Después de tan extraordinario goce nos dirigimos no muy lejos de allí, hacia la plaza donde está situado el
Manneken Pis, sin antes dejar de acariciar la brillante y gélida superficie de
Everarad t'Serclaes, que te concede, según cuenta la leyenda, la posibilidad de regresar algún día de nuevo a Bruselas. A nosotros, por ahora, se nos ha cumplido una vez. Veremos la segunda.
El
Manneken Pis estaba desnudito a pesar de la fría temperatura que climatizaba los exteriores de Bruselas, y como siempre que hemos pasado junto a su rechoncha figura estaba rodeado de turistas disparándoles flashes con sus cámaras. Nosotros no fuimos menos y también le flasheamos en su eterna meada.
Junto al
Manneken Pis están situados varios de los mejores locales de venta de gofres que hay en la ciudad y el estimulante olor que desprenden abren el apetito de mala manera, así que sin pensárnoslo mucho nos dirigimos, lo más directo que supimos, hacia el mercado navideño que habíamos visto horas antes frente al majestuoso edificio de la
Bourse. Allí, entre los numerosos puestos navideños que hay provisionalmente instalados, tomamos unas salchichas deliciosas y también, como postre, un gofre que mi santa y mi hija tanto anhelaban. Miguel y yo compartimos uno y no crean que salí ganando, pues Miguelito comió más que yo.
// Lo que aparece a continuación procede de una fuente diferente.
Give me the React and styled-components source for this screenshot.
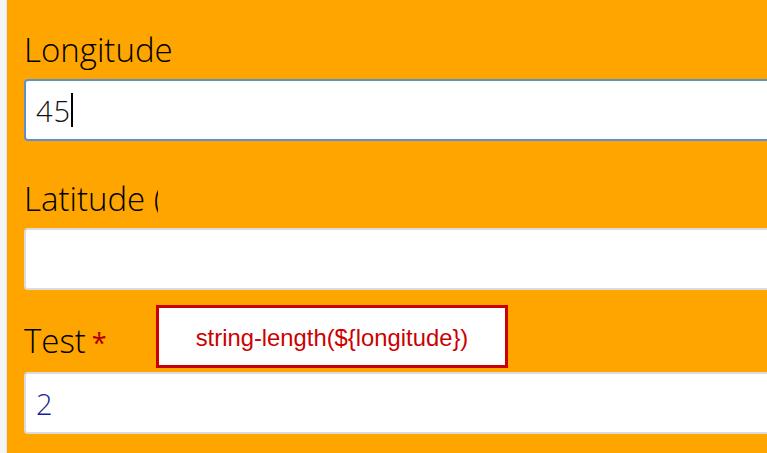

La noche cada vez parecía desplegarse más fría y húmeda sobre nosotros, por lo que decidimos encaminamos hacia la
Boursplein donde sabíamos que había una parada de taxi. Tuvimos suerte pues había un taxi allí esperándonos. Miguel y Sofía estaban encantados de volver en taxi y no tener que dar un paso más.
En aquellos momentos pocas cosas podíamos encontrar más reconfortantes que la calidez de una habitación de hotel tras una jornada de turismo por una ciudad centroeuropea en un gélido mes de diciembre. Un buen baño caliente, un pijama suave y un colchón grato son los ingredientes apropiados para un descanso recuperador. Sofía, además, estaba encantada con la posibilidad de dormir en la parte alta de una litera. Su primera vez. Yo también estaba recreándome ante la idea de que esa noche, por primera vez, iba a dormir en un edificio, el cual, hace no tantos años, era una fábrica cervecera.